Architect of the Post-War Navy: Nimitz as Chief of Naval Operations
President Harry S. Truman appointed Nimitz as Chief of Naval Operations (CNO) in December 1945, placing him at the center of demobilization and force planning. The end of World War II triggered an immediate and immense pressure to shrink the military. The Navy had grown to over 6,200 vessels and 3.4 million personnel; by 1947, that force was pared down to roughly 300 active ships and 500,000 sailors. Nimitz rejected a return to a small peacetime force that could only defend American shores. Instead, he argued for a balanced fleet capable of projecting power worldwide and deterring aggression from the emerging Soviet Union. He understood that the United States, as a global power, needed a Navy that could operate on distant seas for extended periods, not just a coastal-defense force.

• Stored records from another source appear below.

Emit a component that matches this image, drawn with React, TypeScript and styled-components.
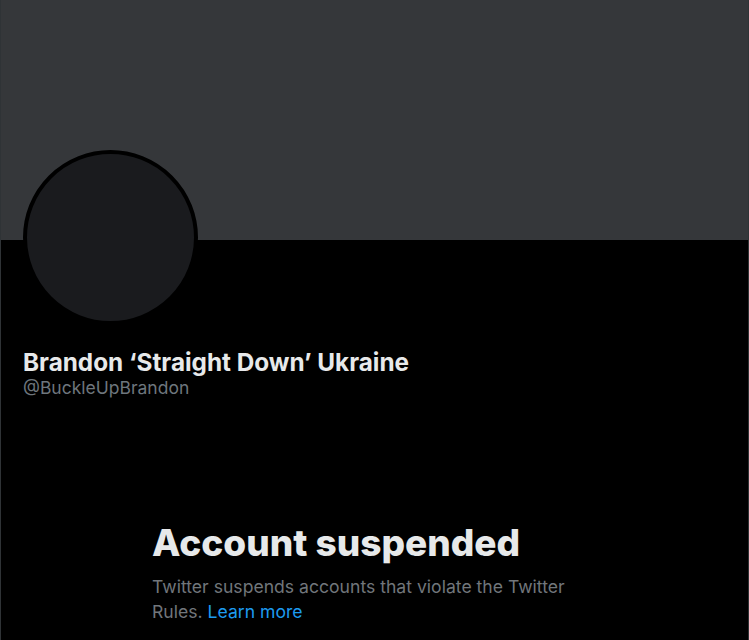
import React from "react";
import styled, { createGlobalStyle } from "styled-components";

const Global = createGlobalStyle`
  html, body { margin: 0; padding: 0; background: #000; }
  body { font-family: Inter, "Liberation Sans", Arial, sans-serif; }
`;

const Page = styled.div`
  box-sizing: border-box;
  width: 749px;
  height: 640px;
  overflow: hidden;
  background: #000;
  border-left: 1px solid #2f3336;
  border-right: 1px solid #2f3336;
  display: flex;
  flex-direction: column;
`;

const Banner = styled.div`
  height: 240px;
  background: #35373a;
  flex-shrink: 0;
`;

const Profile = styled.div`
  padding: 0 22px;
  display: flex;
  flex-direction: column;
`;

const Avatar = styled.div`
  box-sizing: border-box;
  width: 175px;
  height: 175px;
  margin-top: -90px;
  border-radius: 50%;
  border: 4px solid #000;
  background: #1a1b1e;
`;

const Name = styled.h1`
  margin: 23px 0 0;
  font-size: 24.3px;
  line-height: 28px;
  font-weight: 700;
  color: #e7e9ea;
`;

const Handle = styled.div`
  margin-top: 1px;
  font-size: 17.5px;
  line-height: 22px;
  color: #6e767d;
`;

const Notice = styled.div`
  padding: 123px 0 0 151px;
  display: flex;
  flex-direction: column;
`;

const Title = styled.h2`
  margin: 0;
  font-size: 37px;
  line-height: 42px;
  font-weight: 800;
  color: #e7e9ea;
`;

const Text = styled.p`
  margin: 10px 0 0;
  width: 430px;
  font-size: 17.6px;
  line-height: 25px;
  color: #71767b;
`;

const Link = styled.a`
  color: #1d9bf0;
  text-decoration: none;
`;

export default function App() {
  return (
    <>
      <Global />
      <Page>
        <Banner />
        <Profile>
          <Avatar />
          <Name>Brandon ‘Straight Down’ Ukraine</Name>
          <Handle>@BuckleUpBrandon</Handle>
        </Profile>
        <Notice>
          <Title>Account suspended</Title>
          <Text>
            Twitter suspends accounts that violate the Twitter Rules.{" "}
            <Link href="#">Learn more</Link>
          </Text>
        </Notice>
      </Page>
    </>
  );
}
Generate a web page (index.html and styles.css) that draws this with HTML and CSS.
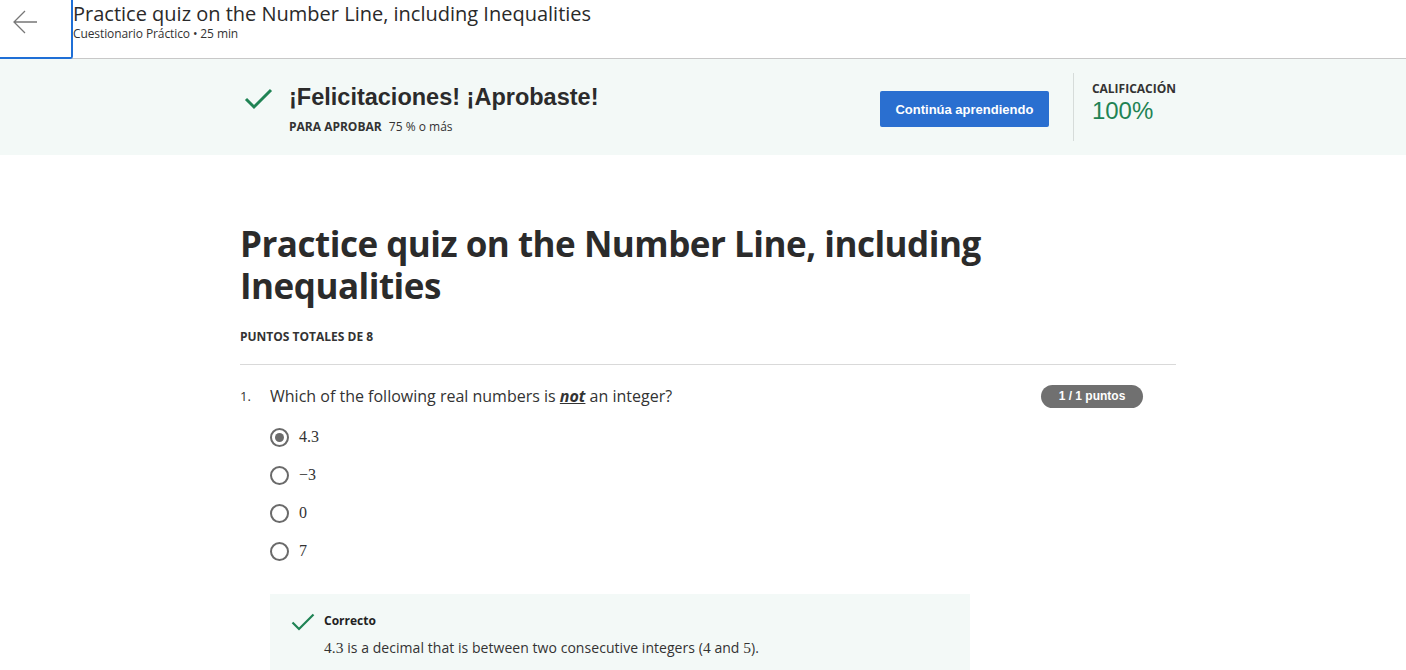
FILE: index.html
```html
<!DOCTYPE html>
<html lang="es">
<head>
<meta charset="utf-8">
<title>Practice quiz</title>
<link rel="stylesheet" href="styles.css">
</head>
<body>
<header class="topbar">
  <button class="back" aria-label="Volver">
    <svg width="26" height="24" viewBox="0 0 26 24"><path d="M25 12H2M13 1L2 12l11 11" fill="none" stroke="#777" stroke-width="1.3"/></svg>
  </button>
  <div class="top-titles">
    <div class="top-title">Practice quiz on the Number Line, including Inequalities</div>
    <div class="top-sub">Cuestionario Práctico • 25 min</div>
  </div>
</header>

<section class="banner">
  <div class="banner-inner">
    <svg class="bigcheck" width="29" height="22" viewBox="0 0 29 22"><path d="M2 11l8 8L27 2" fill="none" stroke="#1f8354" stroke-width="3"/></svg>
    <div class="banner-text">
      <div class="banner-title">¡Felicitaciones! ¡Aprobaste!</div>
      <div class="pass"><span class="pass-label">PARA APROBAR</span> 75 % o más</div>
    </div>
    <button class="cta">Continúa aprendiendo</button>
    <div class="divider"></div>
    <div class="grade">
      <div class="grade-label">CALIFICACIÓN</div>
      <div class="grade-value">100%</div>
    </div>
  </div>
</section>

<main class="content">
  <h1 class="quiz-title">Practice quiz on the Number Line, including Inequalities</h1>
  <div class="total">PUNTOS TOTALES DE 8</div>
  <hr class="rule">
  <div class="question">
    <div class="q-head">
      <span class="q-num">1.</span>
      <span class="q-text">Which of the following real numbers is <em class="not">not</em> an integer?</span>
      <span class="badge">1 / 1 puntos</span>
    </div>
    <ul class="options">
      <li class="opt"><span class="radio checked"></span><span class="math">4.3</span></li>
      <li class="opt"><span class="radio"></span><span class="math">−3</span></li>
      <li class="opt"><span class="radio"></span><span class="math">0</span></li>
      <li class="opt"><span class="radio"></span><span class="math">7</span></li>
    </ul>
    <div class="feedback">
      <svg class="smallcheck" width="24" height="19" viewBox="0 0 24 19"><path d="M1.5 9.5l6.5 6.5L22.5 1.5" fill="none" stroke="#1f8354" stroke-width="2.2"/></svg>
      <div>
        <div class="fb-title">Correcto</div>
        <div class="fb-text"><span class="math">4.3</span> is a decimal that is between two consecutive integers (<span class="math">4</span> and <span class="math">5</span>).</div>
      </div>
    </div>
  </div>
</main>
</body>
</html>
```

FILE: styles.css
```css
* { box-sizing: border-box; }
html, body { margin: 0; padding: 0; background: #fff; }
body { font-family: "Open Sans", "Liberation Sans", sans-serif; color: #1f1f1f; overflow: hidden; }

.topbar {
  display: flex;
  height: 59px;
  border-bottom: 1px solid #c8c8c8;
}
.back {
  width: 73px;
  height: 59px;
  margin: 0;
  background: #fff;
  border: none;
  border-right: 2px solid #1f6fd6;
  border-bottom: 2px solid #1f6fd6;
  border-radius: 0 0 3px 0;
  display: flex;
  align-items: flex-start;
  justify-content: flex-start;
  padding: 10px 0 0 12px;
}
.top-title { font-size: 20px; line-height: 27px; color: #2a2a2a; }
.top-sub { font-size: 12px; line-height: 14px; color: #333; letter-spacing: -0.1px; }

.banner { background: #f3f9f7; height: 96px; }
.banner-inner {
  width: 932px;
  margin-left: 244px;
  display: flex;
  align-items: flex-start;
  height: 96px;
}
.bigcheck { margin-top: 29px; flex: none; }
.banner-text { margin-left: 16px; padding-top: 23px; flex: 1; }
.banner-title {
  font-family: "Liberation Sans", Arial, sans-serif;
  font-weight: 700;
  font-size: 23.5px;
  line-height: 30px;
  color: #2b2b2b;
}
.pass { font-size: 12px; margin-top: 6px; color: #333; }
.pass-label { font-weight: 700; margin-right: 4px; }
.cta {
  margin-top: 32px;
  width: 169px;
  height: 36px;
  background: #2a6fd0;
  color: #fff;
  border: none;
  border-radius: 2px;
  font-family: "Liberation Sans", Arial, sans-serif;
  font-weight: 700;
  font-size: 13px;
  padding: 0;
}
.divider { width: 1px; background: #d6dcda; height: 68px; margin: 14px 18px 0 24px; }
.grade { padding-top: 22px; }
.grade-label { font-size: 12px; font-weight: 700; color: #333; line-height: 16px; }
.grade-value {
  font-family: "Liberation Sans", Arial, sans-serif;
  font-size: 24px;
  color: #1f8354;
  line-height: 28px;
}

.content { width: 936px; margin-left: 240px; padding-top: 68px; }
.quiz-title {
  margin: 0;
  font-size: 35px;
  line-height: 42px;
  font-weight: 700;
  color: #2b2b2b;
  width: 760px;
  letter-spacing: -0.5px;
}
.total { font-size: 12px; font-weight: 700; color: #333; margin-top: 21px; }
.rule { border: none; border-top: 1px solid #d9d9d9; margin: 19px 0 0 0; }

.question { padding-top: 19px; }
.q-head { display: flex; align-items: center; height: 24px; }
.q-num { width: 30px; font-size: 13px; color: #333; }
.q-text { flex: 1; font-size: 16px; color: #333; }
.not { font-weight: 700; text-decoration: underline; }
.badge {
  background: #707070;
  color: #fff;
  font-family: "Liberation Sans", Arial, sans-serif;
  font-weight: 700;
  font-size: 12px;
  border-radius: 12px;
  width: 102px;
  height: 23px;
  line-height: 23px;
  text-align: center;
  margin-right: 33px;
}
.options { list-style: none; margin: 10px 0 0 30px; padding: 0; }
.opt { display: flex; align-items: center; height: 38px; }
.radio {
  width: 19px; height: 19px;
  border: 2px solid #6a6a6a;
  border-radius: 50%;
  margin-right: 10px;
  display: flex; align-items: center; justify-content: center;
}
.radio.checked::after { content: ""; width: 9px; height: 9px; border-radius: 50%; background: #6a6a6a; }
.math { font-family: "Liberation Serif", "DejaVu Serif", serif; font-size: 16px; color: #333; }

.feedback {
  margin: 24px 0 0 30px;
  width: 700px;
  height: 80px;
  background: #f3f9f7;
  display: flex;
  align-items: flex-start;
  padding: 19px 0 0 21px;
}
.smallcheck { margin-right: 9px; flex: none; }
.fb-title { font-size: 12px; font-weight: 700; color: #222; line-height: 16px; }
.fb-text { font-size: 14px; color: #333; margin-top: 9px; letter-spacing: 0.05px; }
.fb-text .math { font-size: 15.5px; }
```
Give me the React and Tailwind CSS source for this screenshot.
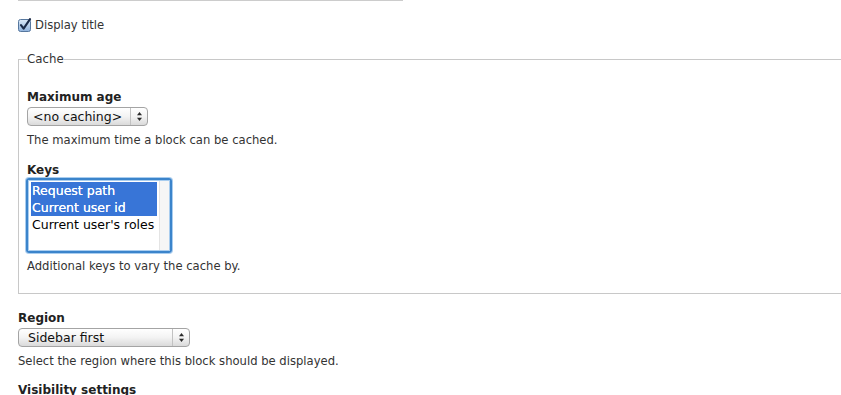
import React from "react";

function Arrows() {
    return (
        <svg width="7" height="11" viewBox="0 0 7 11">
            <path d="M3.5 1 L6 4.2 L1 4.2 Z" fill="#2a2a2a" />
            <path d="M1 6.8 L6 6.8 L3.5 10 Z" fill="#2a2a2a" />
        </svg>
    );
}

function PopUp({ value, className, textClass }) {
    return (
        <div className={"flex h-[19px] items-stretch rounded-[4px] border border-[#a4a4a4] bg-gradient-to-b from-white via-[#f3f3f3] to-[#dadada] " + className}>
            <span className={"flex-1 text-[12.5px] leading-[17px] text-[#111] " + textClass}>{value}</span>
            <span className="flex w-[17px] items-center justify-center border-l border-[#c2c2c2]">
                <Arrows />
            </span>
        </div>
    );
}

function Checkbox() {
    return (
        <svg width="14" height="14" viewBox="0 0 14 14">
            <defs>
                <linearGradient id="cb" x1="0" y1="0" x2="0" y2="1">
                    <stop offset="0" stopColor="#dce9f7" />
                    <stop offset="1" stopColor="#8fb2dc" />
                </linearGradient>
            </defs>
            <rect x="0.5" y="1.5" width="12" height="12" rx="2" fill="url(#cb)" stroke="#56779e" />
            <path d="M3 7.2 L5.6 10.6 L12 1.2" fill="none" stroke="#1a2946" strokeWidth="2.1" strokeLinecap="round" strokeLinejoin="round" />
        </svg>
    );
}

const keys = [
    { label: "Request path", selected: true },
    { label: "Current user id", selected: true },
    { label: "Current user's roles", selected: false },
];

export default function App() {
    return (
        <div className="min-h-screen bg-white font-['DejaVu_Sans',sans-serif] text-[11.6px] text-[#333]">
            <div className="ml-[18px] w-[385px] border-t border-[#cccccc]" />

            <label className="ml-[18px] mt-[15px] flex h-[18px] items-center gap-[2px] leading-[18px]">
                <Checkbox />
                <span className="ml-[1px]">Display title</span>
            </label>

            <fieldset className="ml-[18px] mt-[17px] border border-r-0 border-[#c8c8c8] pb-[19px] pl-[8px]">
                <legend className="p-0 text-[11.8px] leading-[16px] text-[#333]">Cache</legend>

                <div className="mt-[22px] text-[12px] font-bold leading-[16px] text-[#222]">Maximum age</div>
                <PopUp value="<no caching>" className="mt-[2px] w-[121px]" textClass="pl-[5px]" />
                <div className="mt-[6px] leading-[16px]">The maximum time a block can be cached.</div>

                <div className="mt-[14px] text-[12px] font-bold leading-[16px] text-[#222]">Keys</div>
                <div className="-ml-[1px] h-[75px] w-[146px] rounded-[3px] border-2 border-[#3b84cb] shadow-[0_0_0_1px_#a9cdef]">
                    <div className="flex h-full border border-[#a9cdef] bg-white">
                        <div className="flex-1 px-[2px] pt-[1px]">
                            {keys.map((k) => (
                                <div
                                    key={k.label}
                                    className={k.selected
                                        ? "bg-[#3875d7] pl-[1px] text-[12.5px] leading-[17px] text-white [text-shadow:0_0_0.4px_#fff]"
                                        : "pl-[1px] text-[12.5px] leading-[17px] text-black"}
                                >
                                    {k.label}
                                </div>
                            ))}
                        </div>
                        <div className="w-[10px] border-l border-[#e4e4e4] bg-[#f6f6f6]" />
                    </div>
                </div>
                <div className="mt-[5px] leading-[16px]">Additional keys to vary the cache by.</div>
            </fieldset>

            <div className="ml-[18px]">
                <div className="mt-[16px] text-[12px] font-bold leading-[16px] text-[#222]">Region</div>
                <PopUp value="Sidebar first" className="mt-[2px] w-[172px]" textClass="pl-[9px]" />
                <div className="mt-[6px] leading-[16px]">Select the region where this block should be displayed.</div>
                <div className="mt-[13px] text-[12px] font-bold leading-[16px] text-[#222]">Visibility settings</div>
            </div>
        </div>
    );
}
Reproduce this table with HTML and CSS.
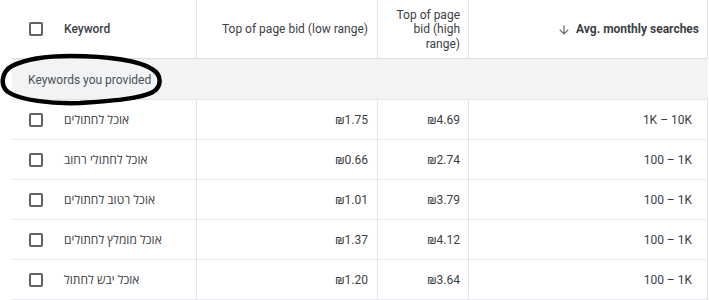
FILE: index.html
```html
<!DOCTYPE html>
<html lang="en">
<head>
<meta charset="utf-8">
<title>Keyword ideas</title>
<link rel="stylesheet" href="styles.css">
</head>
<body>
<div class="table">
  <div class="cell head first">
    <span class="checkbox"></span>
    <span class="head-label strong">Keyword</span>
  </div>
  <div class="cell head num">
    <span class="head-label">Top of page bid (low range)</span>
  </div>
  <div class="cell head num narrow">
    <span class="head-label">Top of page bid (high range)</span>
  </div>
  <div class="cell head num last">
    <svg class="sort-arrow" viewBox="0 0 24 24" width="14" height="14"><path d="M20 12l-1.41-1.41L13 16.17V4h-2v12.17l-5.58-5.59L4 12l8 8 8-8z" fill="#5f6368"/></svg>
    <span class="head-label bold">Avg. monthly searches</span>
  </div>

  <div class="band">
    <span class="band-label">Keywords you provided</span>
    <svg class="scribble" viewBox="0 0 170 58" width="170" height="58">
      <path d="M70 5 C 110 5, 140 10, 152 18 C 162 24, 162 35, 153 41 C 140 48, 110 50, 80 52 C 50 53, 20 49, 8 41 C 0 35, 1 21, 12 15 C 28 7, 50 5, 70 5 Z" fill="none" stroke="#000" stroke-width="4.5" stroke-linejoin="round"/>
    </svg>
  </div>

  <div class="cell first"><span class="checkbox"></span><span class="kw" dir="rtl">אוכל לחתולים</span></div>
  <div class="cell num">₪1.75</div>
  <div class="cell num narrow">₪4.69</div>
  <div class="cell num last val">1K – 10K</div>

  <div class="cell first"><span class="checkbox"></span><span class="kw" dir="rtl">אוכל לחתולי רחוב</span></div>
  <div class="cell num">₪0.66</div>
  <div class="cell num narrow">₪2.74</div>
  <div class="cell num last val">100 – 1K</div>

  <div class="cell first"><span class="checkbox"></span><span class="kw" dir="rtl">אוכל רטוב לחתולים</span></div>
  <div class="cell num">₪1.01</div>
  <div class="cell num narrow">₪3.79</div>
  <div class="cell num last val">100 – 1K</div>

  <div class="cell first"><span class="checkbox"></span><span class="kw" dir="rtl">אוכל מומלץ לחתולים</span></div>
  <div class="cell num">₪1.37</div>
  <div class="cell num narrow">₪4.12</div>
  <div class="cell num last val">100 – 1K</div>

  <div class="cell first"><span class="checkbox"></span><span class="kw" dir="rtl">אוכל יבש לחתול</span></div>
  <div class="cell num">₪1.20</div>
  <div class="cell num narrow">₪3.64</div>
  <div class="cell num last val">100 – 1K</div>
</div>
</body>
</html>
```

FILE: styles.css
```css
* { box-sizing: border-box; }

html, body {
  margin: 0;
  padding: 0;
  background: #fff;
  overflow: hidden;
}

body {
  font-family: Roboto, "Liberation Sans", Arial, sans-serif;
  font-size: 12px;
  color: #3c4043;
}

.table {
  margin-left: 12px;
  width: 696px;
  display: grid;
  grid-template-columns: 185px 181px 91px 239px;
  grid-template-rows: 59px 41px;
  grid-auto-rows: 40px;
}

.cell {
  display: flex;
  align-items: center;
  border-right: 1px solid #e3e3e3;
  border-bottom: 1px solid #e8eaed;
  padding: 0 9px 0 8px;
  white-space: nowrap;
}

.cell.head {
  border-bottom: 1px solid #dadce0;
  font-size: 12px;
  color: #3c4043;
  white-space: normal;
  line-height: 14.5px;
}

.cell.first {
  padding-left: 17px;
  gap: 21px;
}

.cell.num {
  justify-content: flex-end;
  text-align: right;
  padding-top: 1px;
}

.cell.narrow { padding-right: 8px; }

.cell.last { padding-right: 8px; }

.cell.val { padding-right: 15px; }

.checkbox {
  width: 14px;
  height: 14px;
  border: 2px solid #5f6368;
  border-radius: 2px;
  flex: none;
}

.head-label.strong { font-weight: 500; }

.head-label.bold { font-weight: 700; color: #3c4043; }

.sort-arrow {
  margin-right: 5px;
  flex: none;
}

.band {
  grid-column: 1 / -1;
  position: relative;
  background: #f1f3f4;
  border-bottom: 1px solid #e3e3e3;
  display: flex;
  align-items: center;
  padding-left: 16px;
  padding-top: 1px;
}

.band-label {
  color: #4d5156;
  font-size: 12px;
}

.scribble {
  position: absolute;
  left: -12px;
  top: -8px;
  pointer-events: none;
}

.kw {
  display: inline-block;
  font-family: "Open Sans", "Noto Sans", "Liberation Sans", Arial, sans-serif;
  font-size: 12px;
  color: #3c4043;
}
```
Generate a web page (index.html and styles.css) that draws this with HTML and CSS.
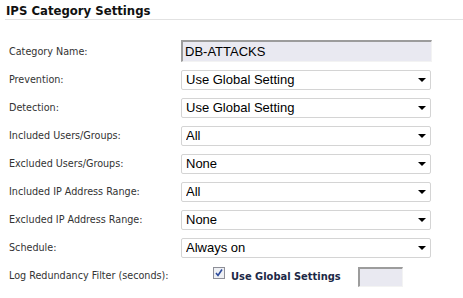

One of his earliest and hardest fights was over the unification of the armed services. The National Security Act of 1947, which created the Department of Defense, threatened to absorb the Navy into a single military department dominated by the Army and the newly independent Air Force. Senior Army and Air Force leaders, including General Dwight D. Eisenhower, argued for a unified command structure that would eliminate duplication and force the Navy to focus only on sea control, surrendering its air arm and amphibious forces to the other services. Nimitz led the Navy's congressional lobbying to preserve its independence, arguing that maritime forces needed unique command structures, procurement authority, and service culture. His testimony, backed by his immense wartime reputation, secured provisions that kept the Navy as a separate service with its own air arm and Marine Corps. This victory ensured that naval aviation and amphibious capabilities would continue to grow, preventing the Navy from being reduced to a transport and escort service.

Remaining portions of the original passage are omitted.